O número de mulheres deputadas passou de 1 em 1934 para 6 nos anos 1970 e atualmente temos 38 mulheres deputadas, que representam 7% dos 513 deputados que compõem a Câmara.
Pela legislação brasileira, a mulher casada só deixou de ser considerada incapaz em 1962 e a lei do divorcio só entrou em vigor em 1977. A igualdade de direitos entre homens e mulheres nas relações conjugais só ficou garantida a partir da Constituição de 1988. E só em 2002 se firmou jurisprudência que pôs fim à possibilidade de anulação do casamento se o homem descobrisse que a mulher não era mais virgem. A Lei Maria da Penha, que combate a violência doméstica da qual a mulher é a grande vítima no Brasil, também é recente: data de 2006.

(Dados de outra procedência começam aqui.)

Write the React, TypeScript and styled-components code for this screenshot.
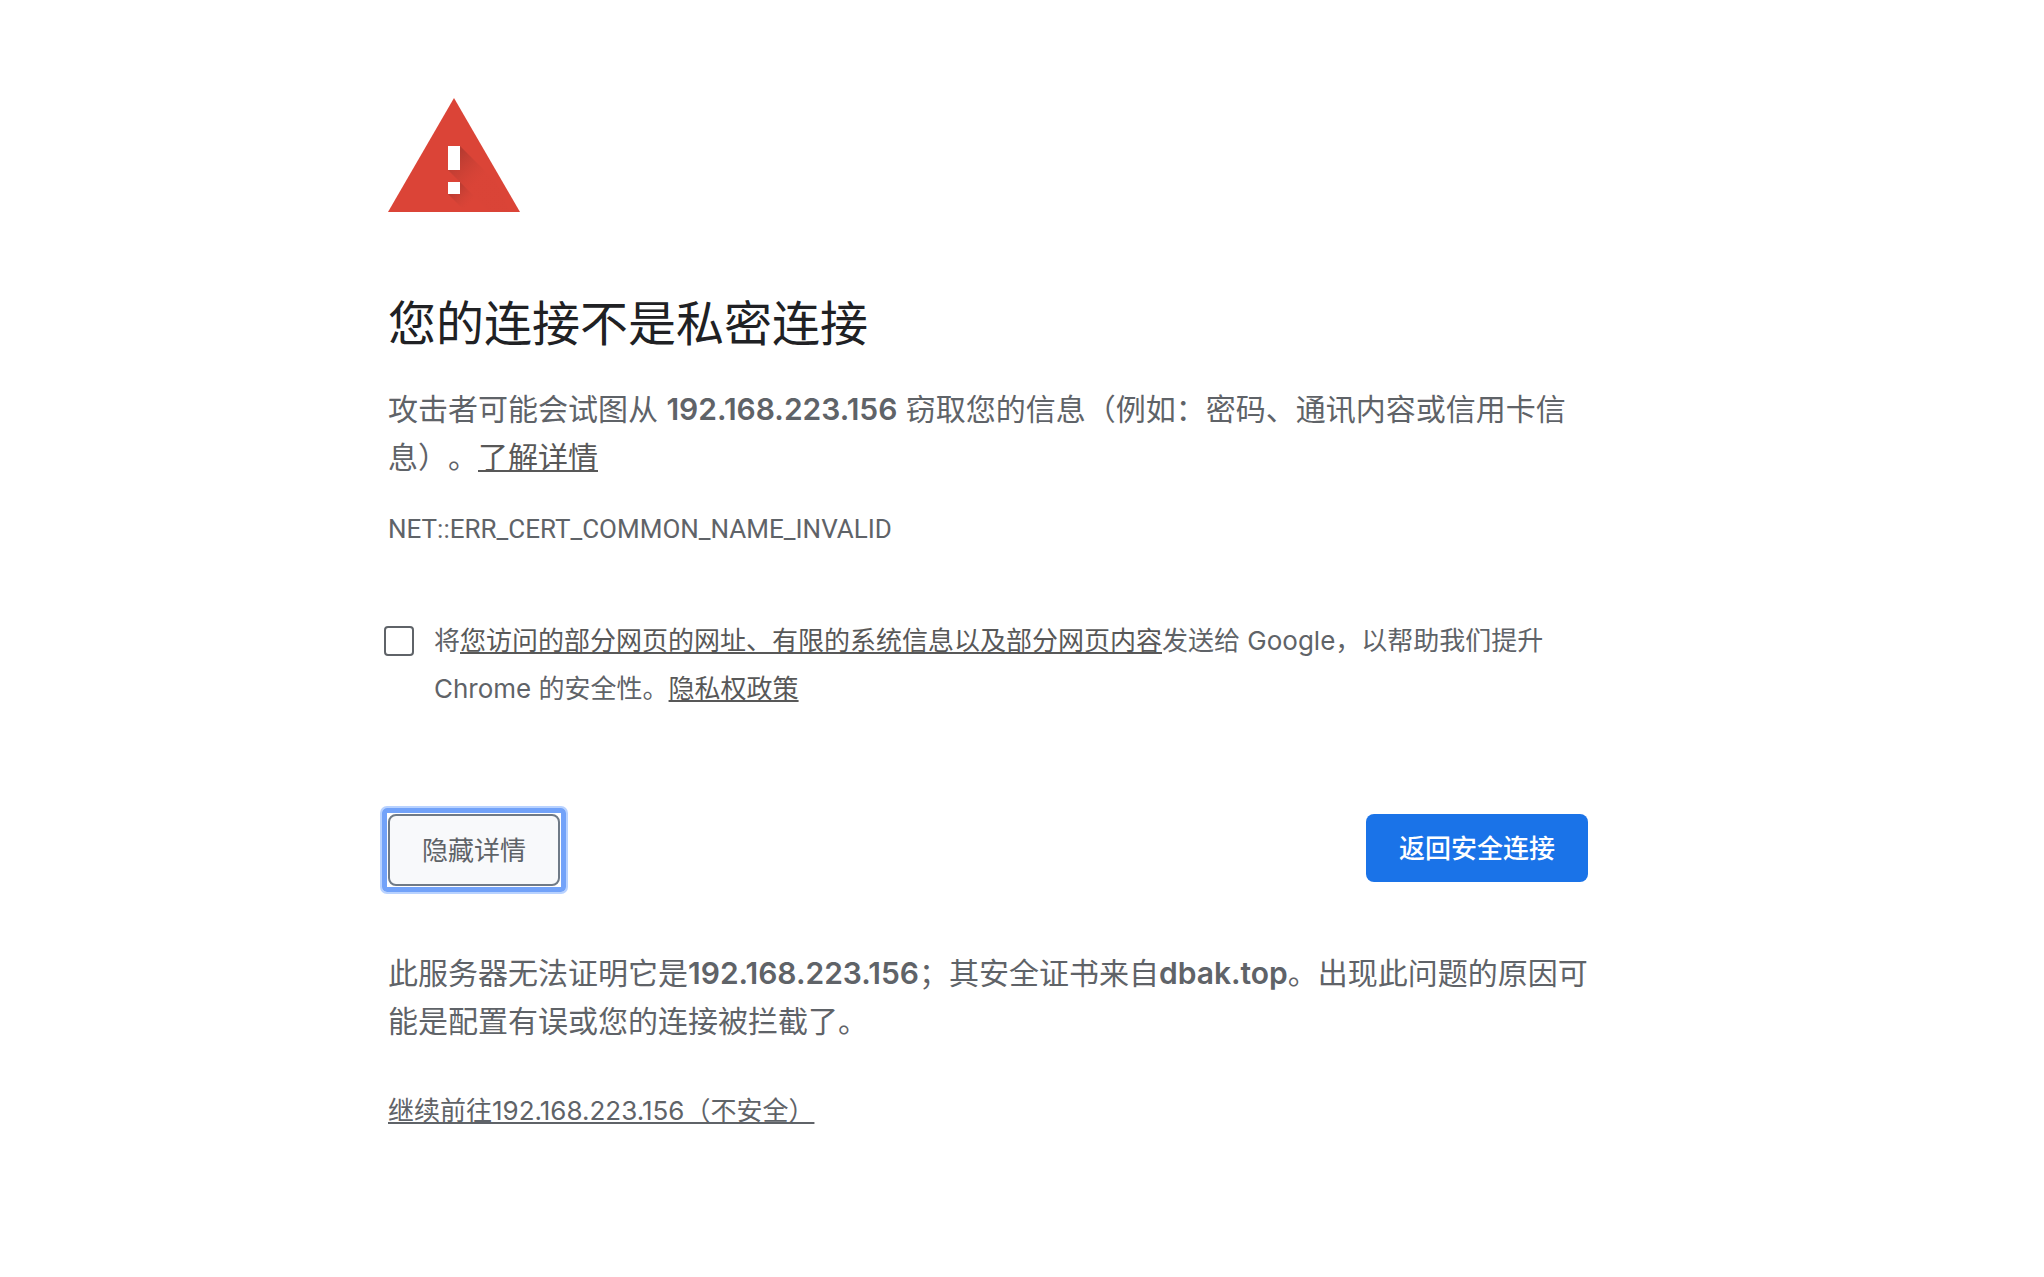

Graças às mulheres ativistas do passado, pioneiras que defenderam a bandeira das mulheres em nome da justiça, nossas filhas não serão discriminadas se engravidarem sem ser casadas. A elas devemos o fato de termos direitos patrimoniais, mesmo se não casamos “de papel passado”, e de podermos desfrutar de licença-maternidade de quatro meses. E hoje eu acho que a luta das mulheres ficou mais fácil, porque agora temos os homens do nosso lado – os homens de verdade, aqueles que nos reconhecem como cidadãs e nos veem como iguais.

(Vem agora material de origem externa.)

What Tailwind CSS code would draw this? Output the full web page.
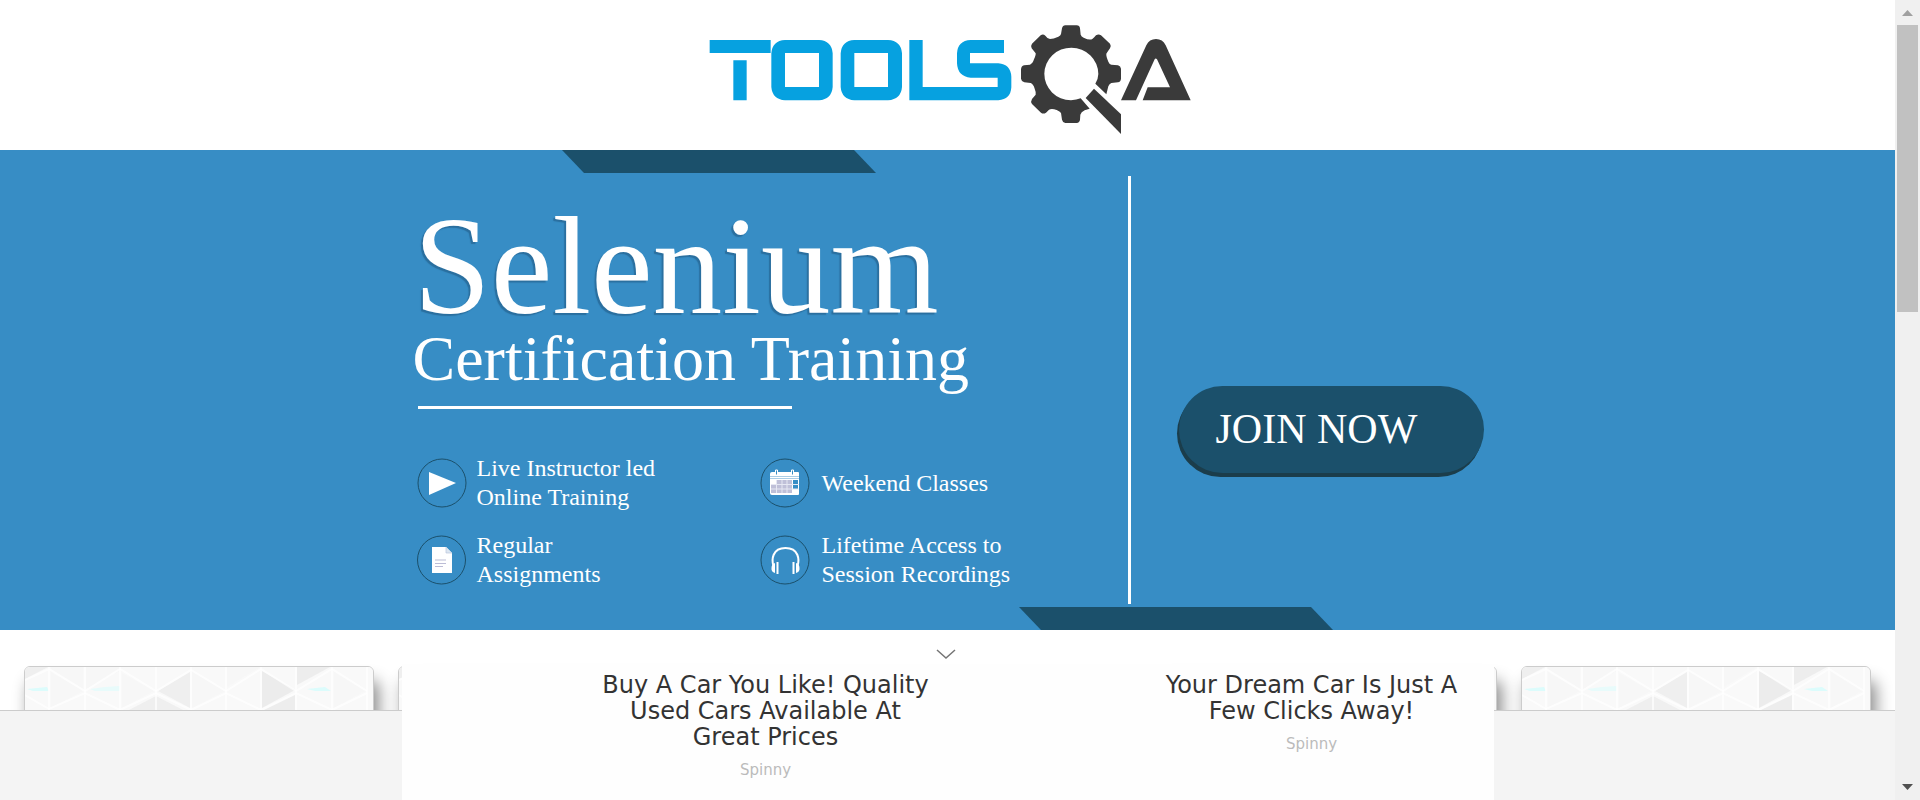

*Fernanda Marinela é presidente da Comissão Nacional da Mulher Advogada da OAB. Mora em Maceió, Alagoas.
CARTA DE MACEIÓ
Nós, participantes da I Conferência Nacional da Mulher Advogada do Conselho Federal da OAB, reunidos em Maceió, nos dias 21 e 22 de maio de 2015, considerando a função institucional da Ordem dos Advogados do Brasil na luta pela efetivação da igualdade de gênero e respeito às diversidades e eliminação de todas as formas de discriminação e a promover a igualdade entre homens e mulheres, reafirmando o papel essencial das mulheres advogadas na concretização do Estado Democrático de Direito, propomos as seguintes ações:
– Instituir o Plano Nacional de Valorização da Mulher Advogada;
– Apoiar e fortalecer o “Movimento Mais Mulheres da Ordem” para a efetivação da participação e representação das mulheres advogadas em todos os órgãos que integram a Ordem dos Advogados do Brasil;
– Participar das campanhas de ampliação de participação das mulheres nos espaços de poder, intensificando o apoio ao “Mais mulheres na Política” promovido pela Justiça Eleitoral;
– Permanecer e intensificar políticas de ações afirmativas para mulheres advogadas;
– Incluir no calendário permanente dos eventos da Ordem dos Advogados do Brasil a Conferência Nacional da Mulher Advogada;
– Intensificar os esforços para garantir o exercício da Advocacia, em igualdade de condições para todas as mulheres;
– Fortalecer a atuação da mulher no exercício da Advocacia com a implementação e intensificação de políticas afirmativas para mulheres advogadas;
– Capacitar, através de cursos da ENA e ESAs, a mulher advogada, principalmente quanto as inovações no processo e mecanismos de solução de conflitos;
– Intensificar a integração das Comissões da Mulher e Mulher Advogada existentes nas Seccionais, colaborando com suas necessidades locais;
– Fortalecer o trabalho da Comissão Nacional da Mulher Advogada;
– Promover o conhecimento do caráter multidisciplinar da Lei Maria Penha, colaborando com a sua efetiva implementação;
– Apoiar projetos de combate a violência contra a mulher, considerando-a uma grave violação aos direitos humanos;
– Ampliar os debates sobre a igualdade de gênero e da participação das mulheres nos espaços de poder.
Não há sucesso legítimo sem esforço árduo!
Assumimos hoje o propósito de fazer perpetuar o compromisso assumido pela Constituição Federal de 1988 em concretizar o objetivo fundamental de promover o bem de todos, sem preconceitos de origem, raça, sexo, cor, idade e quaisquer outras formas de discriminação.